For most high school seniors, spring is crunch time. College acceptances have been arriving, and a deposit must be received by the college the student plans to attend by May 1. The period of time between acceptances and deposit can be intense as students and their parents weigh a number of factors. Here are two questions to ask as your family evaluates college acceptances.
Presumably, all the colleges your child applied to would do a good job of meeting your child's needs; otherwise he or she wouldn't have applied there in the first place. But now that your child has a definite list of options, it's time to look at things a little more closely.
Most colleges host an accepted students day geared exclusively to incoming students. Even if your child has already visited the college, visiting again might be helpful. Your child will meet other accepted students; hear in more detail about the offerings related to academics, extracurricular activities, and campus life; and possibly notice things on campus that might have been missed the first time around.
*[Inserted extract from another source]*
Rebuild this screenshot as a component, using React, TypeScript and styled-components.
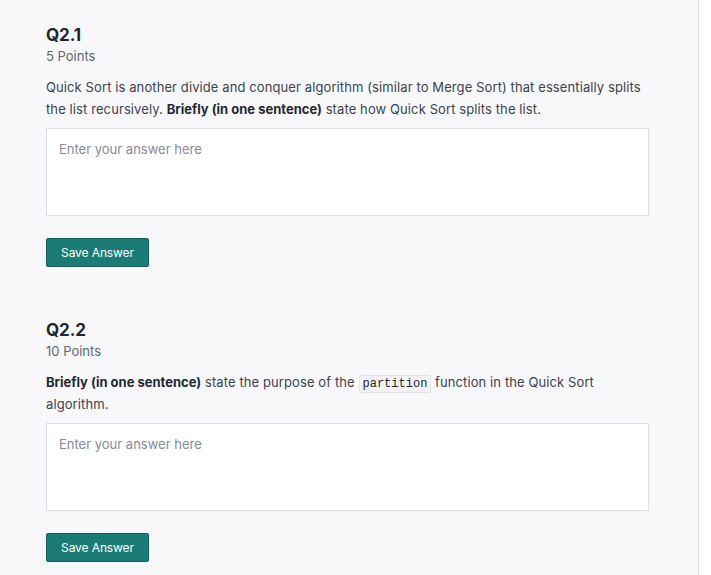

Some colleges even offer overnight stays in the dorms. You and your child might also get a chance to explore the surrounding area and see what it would be like to travel back and forth from home. After visiting again, does the college still have the same appeal that it did when your child applied? If not, why?
If your child can't visit in person, there are other ways to do additional research. Your child might email a particular department, professor, or student ambassador with specific questions or browse the college's website to dive deeper into major requirements, campus events, or fitness classes. Your child might also browse online forums and read student reviews of the college. Keep in mind that no college is immune from an occasional negative review, but a similar, consistent complaint or perspective across multiple forums might mean there is a ring of truth to a particular issue. At the very least, a cluster of negative reviews might prompt your child to investigate further.
Finally, don't overlook academic flexibility. Many college students end up changing their majors down the road. If your child decides to change majors, would he or she be able to find another one relatively easily? Another consideration might be the ease of double majoring or minoring, and the ability to earn a master's degree at the same institution in one year versus two by taking graduate-level courses in senior year.
Even if a college meets your child's needs, you should consider its affordability. The news is filled with stories about skyrocketing student debt and the debilitating effects — on students and parents — of taking on too much debt.
A college acceptance packet should include a detailed breakdown of any financial aid the college is offering, including loans, grants, scholarships (need-based or merit-based), and a work-study job. Make sure to read the fine print carefully and understand exactly what the college is offering. For example, a college might say, "Congratulations! You've been awarded $30,000...," which you might think is a scholarship but actually includes $5,500 in loans and $2,000 in work-study. As you review the award, keep in mind that if a college says it is meeting "100% of your demonstrated need," the college is the one that defines your need, not you.
The goal is to compare your out-of-pocket cost at each college. To do this, look at the total cost of attendance for each school (this figure includes tuition and fees, room and board, plus a discretionary sum for books, personal expenses, and transportation). Next, list any grants or scholarships that the college is offering. If the grant or scholarship is merit-based, find out whether it's guaranteed for all four years and if there are any requirements that must be met to qualify each year (e.g., a 3.0 minimum GPA or participation in a certain activity). If the grant or scholarship is need-based, find out whether you can expect a similar amount each year as long as your income and assets stay roughly the same (and you'll have the same number of children in college), and ask whether it increases each year to match any annual increase in tuition.
The difference between a college's total cost of attendance and any grant or scholarship aid is your out-of-pocket cost or "net price." Compare your net price across all colleges. Next, with your net price in hand, determine how much, if anything, you and your child will need to borrow. Multiply this figure by four to get an idea of what your total borrowing costs might be over four years. Then use a loan repayment calculator to show your child what the monthly loan repayment would be over a standard 10-year term at a fixed interest rate for the amount he or she will need to borrow (and do the same for yourself). Armed with these numbers, you and your child can make an informed college decision.